5. Have An Entry And Exit Strategy


Most early season bow hunting strategies include a food source. The ultimate goal is to intercept a buck as he travels from his bedding area to the kitchen. Whether a foot plot or row crop the idea is to set up just off the travel corridor and wait for the buck to head to dinner.


In some instances the lay of the land will limit a bowhunters path of entry and exit to and from the stand. This is one reason I don’t usually hunt first thing in the morning when hunting a food source. Most entry routes demand I chance an encounter in the field or on the edge of the field where a buck may be heading to bed or may already be bedded. It’s all too likely I might bump the deer, so to limit my overall impact, I don’t risk it. This is all part of an early season strategy and helps limit overall impact.
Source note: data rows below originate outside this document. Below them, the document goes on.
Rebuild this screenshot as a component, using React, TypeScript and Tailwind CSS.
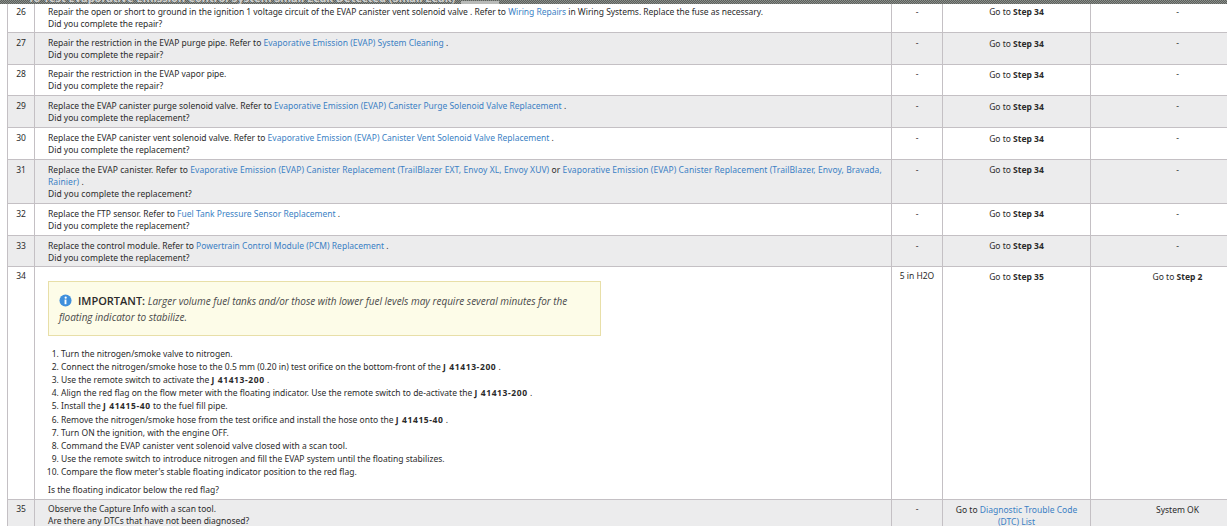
function L({ children }: { children: React.ReactNode }) {
  return <a className="text-[#3b7fc4]">{children}</a>;
}
function B({ children }: { children: React.ReactNode }) {
  return <b className="font-bold">{children}</b>;
}
function J({ children }: { children: React.ReactNode }) {
  return <b className="font-bold tracking-[0.6px]">{children}</b>;
}

type Row = {
  n: string;
  h: string;
  pad: string;
  goPad: string;
  track?: string;
  body: React.ReactNode;
  q: string;
  alt?: boolean;
};

const rows: Row[] = [
  { n: "26", h: "h-[28px]", pad: "pt-[2px]", goPad: "pt-[2px]", track: "tracking-[-0.03px]", body: <>Repair the open or short to ground in the ignition 1 voltage circuit of the EVAP canister vent solenoid valve . Refer to <L>Wiring Repairs</L> in Wiring Systems. Replace the fuse as necessary.</>, q: "Did you complete the repair?" },
  { n: "27", h: "h-[32px]", pad: "pt-[4px]", goPad: "pt-[5px]", alt: true, body: <>Repair the restriction in the EVAP purge pipe. Refer to <L>Evaporative Emission (EVAP) System Cleaning</L> .</>, q: "Did you complete the repair?" },
  { n: "28", h: "h-[31px]", pad: "pt-[3px]", goPad: "pt-[4px]", body: <>Repair the restriction in the EVAP vapor pipe.</>, q: "Did you complete the repair?" },
  { n: "29", h: "h-[32px]", pad: "pt-[4px]", goPad: "pt-[5px]", alt: true, body: <>Replace the EVAP canister purge solenoid valve. Refer to <L>Evaporative Emission (EVAP) Canister Purge Solenoid Valve Replacement</L> .</>, q: "Did you complete the replacement?" },
  { n: "30", h: "h-[32px]", pad: "pt-[4px]", goPad: "pt-[5px]", body: <>Replace the EVAP canister vent solenoid valve. Refer to <L>Evaporative Emission (EVAP) Canister Vent Solenoid Valve Replacement</L> .</>, q: "Did you complete the replacement?" },
  { n: "31", h: "h-[44px]", pad: "pt-[4px]", goPad: "pt-[4px]", track: "tracking-[0.07px]", alt: true, body: <>Replace the EVAP canister. Refer to <L>Evaporative Emission (EVAP) Canister Replacement (TrailBlazer EXT, Envoy XL, Envoy XUV)</L> or <L>Evaporative Emission (EVAP) Canister Replacement (TrailBlazer, Envoy, Bravada, Rainier)</L> .</>, q: "Did you complete the replacement?" },
  { n: "32", h: "h-[32px]", pad: "pt-[4px]", goPad: "pt-[4px]", body: <>Replace the FTP sensor. Refer to <L>Fuel Tank Pressure Sensor Replacement</L> .</>, q: "Did you complete the replacement?" },
  { n: "33", h: "h-[31px]", pad: "pt-[4px]", goPad: "pt-[4px]", alt: true, body: <>Replace the control module. Refer to <L>Powertrain Control Module (PCM) Replacement</L> .</>, q: "Did you complete the replacement?" },
];

const steps: React.ReactNode[] = [
  "Turn the nitrogen/smoke valve to nitrogen.",
  <>Connect the nitrogen/smoke hose to the 0.5 mm (0.20 in) test orifice on the bottom-front of the <J>J 41413-200</J> .</>,
  <>Use the remote switch to activate the <J>J 41413-200</J> .</>,
  <>Align the red flag on the flow meter with the floating indicator. Use the remote switch to de-activate the <J>J 41413-200</J> .</>,
  <>Install the <J>J 41415-40</J> to the fuel fill pipe.</>,
  <>Remove the nitrogen/smoke hose from the test orifice and install the hose onto the <J>J 41415-40</J> .</>,
  "Turn ON the ignition, with the engine OFF.",
  "Command the EVAP canister vent solenoid valve closed with a scan tool.",
  "Use the remote switch to introduce nitrogen and fill the EVAP system until the floating stabilizes.",
  "Compare the flow meter's stable floating indicator position to the red flag.",
];

const cell = "border-r border-b border-[#c4c0c4] align-top";
const altBg =
  "bg-[repeating-conic-gradient(#e4e2e8_0_25%,#f4f6f2_0_50%)] bg-[length:2px_2px]";

export default function App() {
  return (
    <div className="h-[526px] w-[1227px] overflow-hidden bg-white font-['Noto_Sans',sans-serif] text-[8.5px] leading-[12px] text-[#2b2b2b]">
      <div className="flex h-[4px] items-end overflow-hidden bg-[repeating-conic-gradient(#5c605c_0_25%,#8a8e8a_0_50%)] bg-[length:2px_2px] pl-[28px]">
        <span className="shrink-0 whitespace-nowrap text-[11px] leading-[12px] font-bold text-[#cfd0cf]">
          To Test Evaporative Emission Control System Small Leak Detected (Small Leak)
        </span>
        <span className="ml-[6px] h-[3px] w-[38px] shrink-0 bg-[#b8bab8]" />
      </div>
      <table className="ml-[7px] w-[1257px] table-fixed border-collapse border-l border-[#c4c0c4]">
        <colgroup>
          <col className="w-[27px]" />
          <col className="w-[857px]" />
          <col className="w-[51px]" />
          <col className="w-[148px]" />
          <col className="w-[174px]" />
        </colgroup>
        <tbody>
          {rows.map((r) => (
            <tr key={r.n} className={r.h}>
              <td className={`${cell} ${r.pad} ${r.alt ? altBg : ""} text-center`}>{r.n}</td>
              <td className={`${cell} ${r.pad} ${r.alt ? altBg : ""} ${r.track ?? ""} pl-[13px] pr-[8px]`}>
                <p>{r.body}</p>
                <p>{r.q}</p>
              </td>
              <td className={`${cell} ${r.pad} ${r.alt ? altBg : ""} text-center`}>-</td>
              <td className={`${cell} ${r.goPad} ${r.alt ? altBg : ""} text-center`}>
                Go to <B>Step 34</B>
              </td>
              <td className={`${cell} ${r.pad} ${r.alt ? altBg : ""} text-center`}>-</td>
            </tr>
          ))}
          <tr className="h-[233px]">
            <td className={`${cell} pt-[3px] text-center`}>34</td>
            <td className={`${cell} pl-[13px] pr-[8px] pt-[14px]`}>
              <div className="h-[55px] w-[553px] border border-[#e8dfa8] bg-[#fdfce8] px-[10px] pt-[11px] font-['Open_Sans',sans-serif] text-[10px] leading-[16px] italic tracking-[-0.02px] text-[#4a4a4a]">
                <svg viewBox="0 0 14 14" className="mr-[6px] inline-block h-[13px] w-[13px] align-[-2px]">
                  <circle cx="7" cy="7" r="6.5" fill="#3f8fdc" />
                  <rect x="6" y="6" width="2" height="5" fill="#fff" />
                  <circle cx="7.2" cy="4" r="1.2" fill="#fff" />
                </svg>
                <span className="text-[11px] font-semibold text-[#2b2b2b] not-italic">IMPORTANT:</span> Larger volume fuel tanks and/or those with lower fuel levels may require several minutes for the floating indicator to stabilize.
              </div>
              <ol className="mt-[11px] ml-[13px] list-decimal leading-[13.2px]">
                {steps.map((s, i) => (
                  <li key={i}>{s}</li>
                ))}
              </ol>
              <p className="mt-[5px]">Is the floating indicator below the red flag?</p>
            </td>
            <td className={`${cell} pt-[3px] text-center`}>5 in H2O</td>
            <td className={`${cell} pt-[4px] text-center`}>Go to <B>Step 35</B></td>
            <td className={`${cell} pt-[4px] text-center`}>Go to <B>Step 2</B></td>
          </tr>
          <tr className="h-[40px]">
            <td className={`${cell} ${altBg} pt-[3px] text-center`}>35</td>
            <td className={`${cell} ${altBg} pl-[13px] pr-[8px] pt-[3px]`}>
              <p>Observe the Capture Info with a scan tool.</p>
              <p>Are there any DTCs that have not been diagnosed?</p>
            </td>
            <td className={`${cell} ${altBg} pt-[3px] text-center`}>-</td>
            <td className={`${cell} ${altBg} px-[8px] pt-[4px] text-center`}>Go to <L>Diagnostic Trouble Code (DTC) List</L></td>
            <td className={`${cell} ${altBg} pt-[4px] text-center`}>System OK</td>
          </tr>
        </tbody>
      </table>
    </div>
  );
}
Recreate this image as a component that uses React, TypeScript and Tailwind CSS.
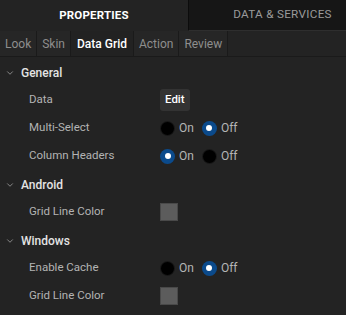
import { ChevronDown } from 'lucide-react';

type Row =
  | { label: string; kind: 'edit' }
  | { label: string; kind: 'radio'; on: boolean }
  | { label: string; kind: 'swatch' };

const sections: { title: string; rows: Row[] }[] = [
  {
    title: 'General',
    rows: [
      { label: 'Data', kind: 'edit' },
      { label: 'Multi-Select', kind: 'radio', on: false },
      { label: 'Column Headers', kind: 'radio', on: true },
    ],
  },
  {
    title: 'Android',
    rows: [{ label: 'Grid Line Color', kind: 'swatch' }],
  },
  {
    title: 'Windows',
    rows: [
      { label: 'Enable Cache', kind: 'radio', on: false },
      { label: 'Grid Line Color', kind: 'swatch' },
    ],
  },
];

const tabs = ['Look', 'Skin', 'Data Grid', 'Action', 'Review'];

const Radio = ({ checked, label }: { checked: boolean; label: string }) => (
  <div className="flex items-center gap-[4px]">
    {checked ? (
      <span className="w-[15px] h-[15px] rounded-full bg-[#0b4a8b] flex items-center justify-center">
        <span className="w-[6px] h-[6px] rounded-full bg-white" />
      </span>
    ) : (
      <span className="w-[15px] h-[15px] rounded-full bg-black border border-[#1a1a1a]" />
    )}
    <span className="text-[12px] text-[#b5b5b5]">{label}</span>
  </div>
);

export default function App() {
  return (
    <div className="w-[346px] h-[315px] bg-[#232323] overflow-hidden" style={{ fontFamily: 'Roboto, sans-serif' }}>
      {/* Top tabs */}
      <div className="flex h-[31px]">
        <div className="w-[188px] shrink-0 flex items-center justify-center bg-[#232323] text-[11.5px] font-bold text-white tracking-[0.2px]">
          PROPERTIES
        </div>
        <div className="w-[188px] shrink-0 flex items-center justify-center bg-[#161616] border-l border-[#0c0c0c] border-b border-b-[#2e2e2e] text-[11.7px] text-[#9a9a9a] tracking-[0.3px]">
          DATA &amp; SERVICES
        </div>
      </div>

      {/* Sub tabs */}
      <div className="flex h-[26px] bg-[#232323] border-b border-[#1a1a1a]">
        {tabs.map((t) => (
          <div
            key={t}
            className={
              t === 'Data Grid'
                ? 'px-[6px] flex items-center bg-[#222222] text-[12px] font-medium text-white border-r border-[#1a1a1a]'
                : 'px-[5px] flex items-center bg-[#262626] text-[12px] text-[#8e8e8e] border-r border-[#1a1a1a]'
            }
          >
            {t}
          </div>
        ))}
      </div>

      {/* Sections */}
      <div className="pt-[3px]">
        {sections.map((s) => (
          <div key={s.title} className="mb-[2px]">
            <div className="flex items-center h-[26px] pl-[5px] gap-[6px]">
              <ChevronDown className="w-[10px] h-[10px] text-[#9a9a9a]" strokeWidth={2} />
              <span className="text-[12px] font-medium text-[#e4e4e4]">{s.title}</span>
            </div>
            {s.rows.map((r, i) => (
              <div key={i} className="flex items-center h-[28px] pl-[29px]">
                <span className="w-[131px] shrink-0 text-[11.5px] text-[#b3b3b3]">{r.label}</span>
                {r.kind === 'edit' && (
                  <span className="h-[22px] px-[5px] flex items-center rounded-[3px] bg-[#333333] text-[11.5px] font-medium text-white">
                    Edit
                  </span>
                )}
                {r.kind === 'radio' && (
                  <div className="flex items-center gap-[8px]">
                    <Radio checked={r.on} label="On" />
                    <Radio checked={!r.on} label="Off" />
                  </div>
                )}
                {r.kind === 'swatch' && (
                  <span className="w-[18px] h-[18px] bg-[#5c5c5c] border border-[#494949]" />
                )}
              </div>
            ))}
          </div>
        ))}
      </div>
    </div>
  );
}
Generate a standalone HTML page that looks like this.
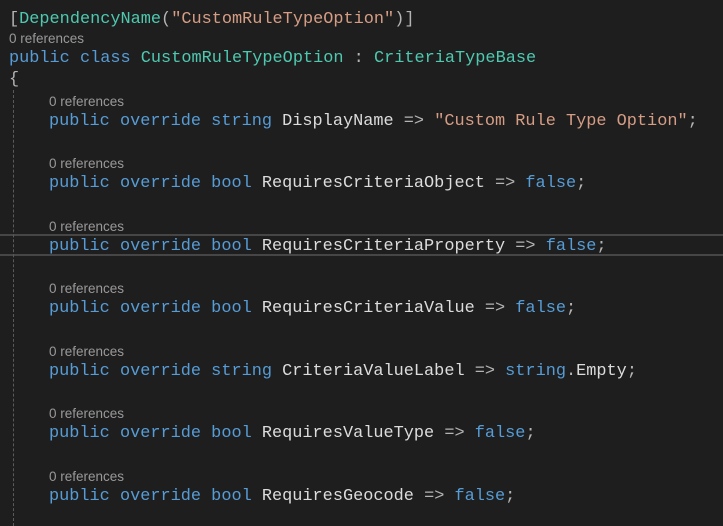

The same principle applies on an evening hunt. It’s best not to exit the stand until it’s dark, this again prevents the possibility of alerting deer to your location. When the sun sets and you exit your stand, don’t risk walking through the field that your buck may be feeding in. If possible, make an alternate route to and from your stand. Natural drainages, ditches and low-lying areas are great for this. If you don’t have some sort of natural exit route, make an alternate exit route. It’s work, but well worth the time and effort.


If you hunt row crops and are fortunate enough to have a partner who can pick you up in some sort of farm utility vehicle, this is a great way to exit your stand. Deer are more accustomed to farm equipment and the vehicle is less likely to run a deer out of that area for good.


Bill Winke of Midwest Whitetail suggests, “If you don’t get the buck the first time you hunt him, you need a good plan for getting back to your vehicle without spooking non-target deer that are already feeding. Try to place your stand where the deer will be out of sight shortly after they pass, giving you an opportunity to climb down and sneak away without being seen. Use the terrain and cover to your advantage. Your exit route will likely take you well out of your way, looping back through the timber or following a creek or erosion ditch in the opposite direction.”


No matter where or how you hunt, early season is a great time to put together a strategy that will work for you. There’s little doubt that early season bow hunting can yield great results and taking these simple steps might increase your chances of success.